DIRECTION | Lines containing the string "image" are to be counted; report the number and nothing more.

RAW DATA |

(begin)

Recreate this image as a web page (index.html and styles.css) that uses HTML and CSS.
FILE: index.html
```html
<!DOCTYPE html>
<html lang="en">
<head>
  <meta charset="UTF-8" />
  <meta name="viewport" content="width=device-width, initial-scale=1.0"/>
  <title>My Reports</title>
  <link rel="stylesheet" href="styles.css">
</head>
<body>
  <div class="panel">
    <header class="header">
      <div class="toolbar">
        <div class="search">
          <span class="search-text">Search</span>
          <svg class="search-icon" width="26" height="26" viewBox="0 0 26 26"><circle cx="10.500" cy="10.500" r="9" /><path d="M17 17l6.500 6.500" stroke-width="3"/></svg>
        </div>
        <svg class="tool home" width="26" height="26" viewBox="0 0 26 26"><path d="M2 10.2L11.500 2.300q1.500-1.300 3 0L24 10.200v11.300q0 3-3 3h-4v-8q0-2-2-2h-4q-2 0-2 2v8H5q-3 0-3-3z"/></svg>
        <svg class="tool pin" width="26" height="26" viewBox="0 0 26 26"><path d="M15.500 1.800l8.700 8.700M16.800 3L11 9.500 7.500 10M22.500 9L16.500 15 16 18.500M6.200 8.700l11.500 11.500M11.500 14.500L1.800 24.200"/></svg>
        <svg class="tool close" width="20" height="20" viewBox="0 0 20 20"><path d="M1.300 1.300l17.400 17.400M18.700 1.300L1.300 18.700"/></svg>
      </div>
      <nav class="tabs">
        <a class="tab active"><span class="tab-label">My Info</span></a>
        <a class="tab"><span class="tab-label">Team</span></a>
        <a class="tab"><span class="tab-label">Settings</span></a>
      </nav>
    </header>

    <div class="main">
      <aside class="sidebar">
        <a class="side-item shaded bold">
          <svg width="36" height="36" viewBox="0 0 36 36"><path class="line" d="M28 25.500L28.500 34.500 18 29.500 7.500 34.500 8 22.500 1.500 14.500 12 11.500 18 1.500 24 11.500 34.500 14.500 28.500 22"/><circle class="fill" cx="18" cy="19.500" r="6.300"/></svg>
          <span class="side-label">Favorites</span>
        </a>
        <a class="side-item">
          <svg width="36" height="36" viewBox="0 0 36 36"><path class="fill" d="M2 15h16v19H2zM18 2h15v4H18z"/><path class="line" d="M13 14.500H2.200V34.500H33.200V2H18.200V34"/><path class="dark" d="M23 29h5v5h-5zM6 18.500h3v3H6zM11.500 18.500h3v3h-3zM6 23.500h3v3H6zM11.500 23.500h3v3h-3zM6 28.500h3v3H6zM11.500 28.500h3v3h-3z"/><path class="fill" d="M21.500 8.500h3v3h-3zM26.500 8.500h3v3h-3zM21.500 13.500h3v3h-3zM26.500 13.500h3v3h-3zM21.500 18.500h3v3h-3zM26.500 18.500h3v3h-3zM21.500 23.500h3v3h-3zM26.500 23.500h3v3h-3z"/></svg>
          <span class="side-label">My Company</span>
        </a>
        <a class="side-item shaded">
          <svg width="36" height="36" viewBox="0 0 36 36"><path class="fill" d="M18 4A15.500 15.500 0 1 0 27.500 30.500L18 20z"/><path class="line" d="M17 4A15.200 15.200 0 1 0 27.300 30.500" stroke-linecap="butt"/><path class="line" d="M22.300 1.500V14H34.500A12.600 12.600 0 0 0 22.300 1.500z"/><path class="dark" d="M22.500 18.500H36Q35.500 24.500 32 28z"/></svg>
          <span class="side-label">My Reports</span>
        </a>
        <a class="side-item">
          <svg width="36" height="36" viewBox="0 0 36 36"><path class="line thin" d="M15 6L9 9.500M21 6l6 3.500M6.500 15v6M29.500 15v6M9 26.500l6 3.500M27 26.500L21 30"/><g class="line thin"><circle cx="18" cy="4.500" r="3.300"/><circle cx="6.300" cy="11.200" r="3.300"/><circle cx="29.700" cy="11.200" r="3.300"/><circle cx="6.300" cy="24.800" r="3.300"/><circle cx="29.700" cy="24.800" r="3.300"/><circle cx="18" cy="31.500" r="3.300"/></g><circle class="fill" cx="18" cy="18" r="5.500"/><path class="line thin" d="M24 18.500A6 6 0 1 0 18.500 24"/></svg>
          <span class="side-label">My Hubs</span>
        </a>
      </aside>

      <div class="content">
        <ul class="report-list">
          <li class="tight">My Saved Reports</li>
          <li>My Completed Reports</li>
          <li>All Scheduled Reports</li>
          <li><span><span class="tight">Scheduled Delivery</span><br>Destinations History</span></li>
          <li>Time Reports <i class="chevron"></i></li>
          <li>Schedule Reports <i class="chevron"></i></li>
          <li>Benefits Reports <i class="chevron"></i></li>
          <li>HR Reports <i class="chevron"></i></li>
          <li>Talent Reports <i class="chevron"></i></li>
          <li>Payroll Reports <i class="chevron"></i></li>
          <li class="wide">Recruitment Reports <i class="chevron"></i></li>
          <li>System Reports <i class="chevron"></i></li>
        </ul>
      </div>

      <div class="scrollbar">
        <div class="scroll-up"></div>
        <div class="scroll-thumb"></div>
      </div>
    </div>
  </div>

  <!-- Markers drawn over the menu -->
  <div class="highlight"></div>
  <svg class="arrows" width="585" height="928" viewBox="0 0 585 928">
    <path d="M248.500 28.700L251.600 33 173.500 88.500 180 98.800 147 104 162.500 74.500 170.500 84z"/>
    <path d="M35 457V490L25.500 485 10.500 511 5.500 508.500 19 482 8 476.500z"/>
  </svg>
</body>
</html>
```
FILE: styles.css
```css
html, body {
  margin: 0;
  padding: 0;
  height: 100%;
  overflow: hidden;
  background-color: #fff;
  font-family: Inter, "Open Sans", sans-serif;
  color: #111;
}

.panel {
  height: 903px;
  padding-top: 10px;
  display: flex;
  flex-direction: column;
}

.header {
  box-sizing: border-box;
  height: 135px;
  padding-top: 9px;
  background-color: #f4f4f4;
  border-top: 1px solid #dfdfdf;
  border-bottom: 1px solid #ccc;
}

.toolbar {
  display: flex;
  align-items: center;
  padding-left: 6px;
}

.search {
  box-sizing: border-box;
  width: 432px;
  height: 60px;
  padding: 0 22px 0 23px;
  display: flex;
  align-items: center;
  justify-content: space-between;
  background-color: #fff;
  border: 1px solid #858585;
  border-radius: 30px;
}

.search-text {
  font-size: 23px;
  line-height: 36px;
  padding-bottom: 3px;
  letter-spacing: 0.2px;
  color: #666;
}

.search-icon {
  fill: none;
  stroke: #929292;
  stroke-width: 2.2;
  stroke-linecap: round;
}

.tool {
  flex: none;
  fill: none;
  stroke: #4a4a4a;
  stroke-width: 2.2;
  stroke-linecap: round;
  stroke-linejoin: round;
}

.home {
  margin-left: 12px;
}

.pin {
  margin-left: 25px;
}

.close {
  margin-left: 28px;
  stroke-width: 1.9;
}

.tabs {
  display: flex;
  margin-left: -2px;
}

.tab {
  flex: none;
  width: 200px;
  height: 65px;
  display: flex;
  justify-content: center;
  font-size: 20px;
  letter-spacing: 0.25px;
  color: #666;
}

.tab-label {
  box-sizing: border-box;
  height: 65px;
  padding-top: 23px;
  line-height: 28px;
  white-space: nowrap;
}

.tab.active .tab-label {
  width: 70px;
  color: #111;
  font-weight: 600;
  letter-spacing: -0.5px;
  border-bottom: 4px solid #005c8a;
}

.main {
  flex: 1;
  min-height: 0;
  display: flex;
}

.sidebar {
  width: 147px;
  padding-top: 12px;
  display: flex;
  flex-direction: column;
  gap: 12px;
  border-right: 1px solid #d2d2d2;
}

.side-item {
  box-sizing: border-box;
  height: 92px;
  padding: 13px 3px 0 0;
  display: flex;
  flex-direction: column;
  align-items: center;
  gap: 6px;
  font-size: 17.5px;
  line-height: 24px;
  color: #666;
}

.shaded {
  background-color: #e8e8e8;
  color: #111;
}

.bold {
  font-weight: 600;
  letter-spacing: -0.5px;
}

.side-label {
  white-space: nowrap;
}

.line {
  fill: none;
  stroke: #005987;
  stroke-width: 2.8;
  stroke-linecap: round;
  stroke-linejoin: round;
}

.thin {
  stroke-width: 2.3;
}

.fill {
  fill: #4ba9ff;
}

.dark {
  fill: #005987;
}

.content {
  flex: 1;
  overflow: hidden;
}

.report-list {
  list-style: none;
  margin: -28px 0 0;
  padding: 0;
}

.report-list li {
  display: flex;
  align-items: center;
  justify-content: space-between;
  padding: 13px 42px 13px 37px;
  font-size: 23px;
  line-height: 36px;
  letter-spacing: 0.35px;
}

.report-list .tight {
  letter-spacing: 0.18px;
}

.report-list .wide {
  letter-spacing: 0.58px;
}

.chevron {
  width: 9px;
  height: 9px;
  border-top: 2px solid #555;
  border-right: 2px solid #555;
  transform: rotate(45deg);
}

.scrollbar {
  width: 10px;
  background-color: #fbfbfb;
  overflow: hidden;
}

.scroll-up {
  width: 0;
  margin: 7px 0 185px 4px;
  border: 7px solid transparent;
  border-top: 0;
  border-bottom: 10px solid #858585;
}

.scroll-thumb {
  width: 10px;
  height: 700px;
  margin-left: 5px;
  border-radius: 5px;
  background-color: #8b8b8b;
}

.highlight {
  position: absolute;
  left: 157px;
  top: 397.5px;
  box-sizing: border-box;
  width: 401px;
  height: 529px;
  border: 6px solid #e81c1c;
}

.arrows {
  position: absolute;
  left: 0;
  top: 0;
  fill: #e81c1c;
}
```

(end)
(begin)

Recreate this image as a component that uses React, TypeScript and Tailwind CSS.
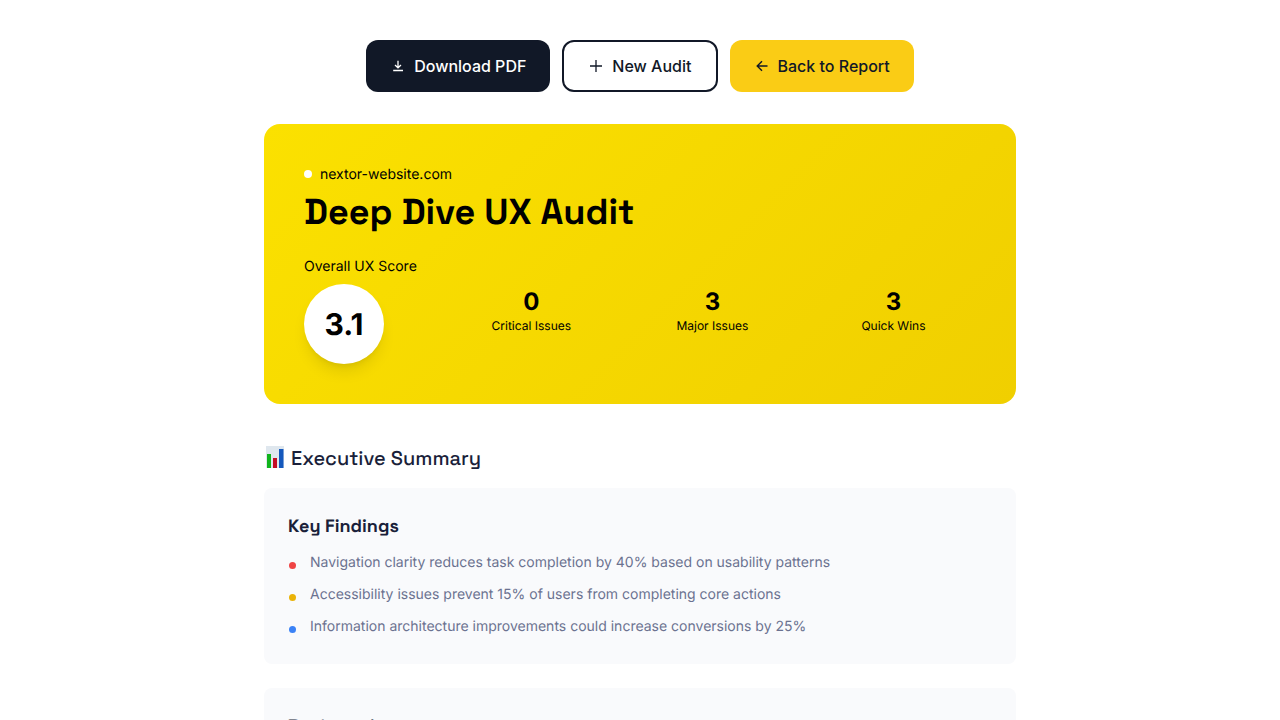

(end)

REPLY TO THE TASK | 2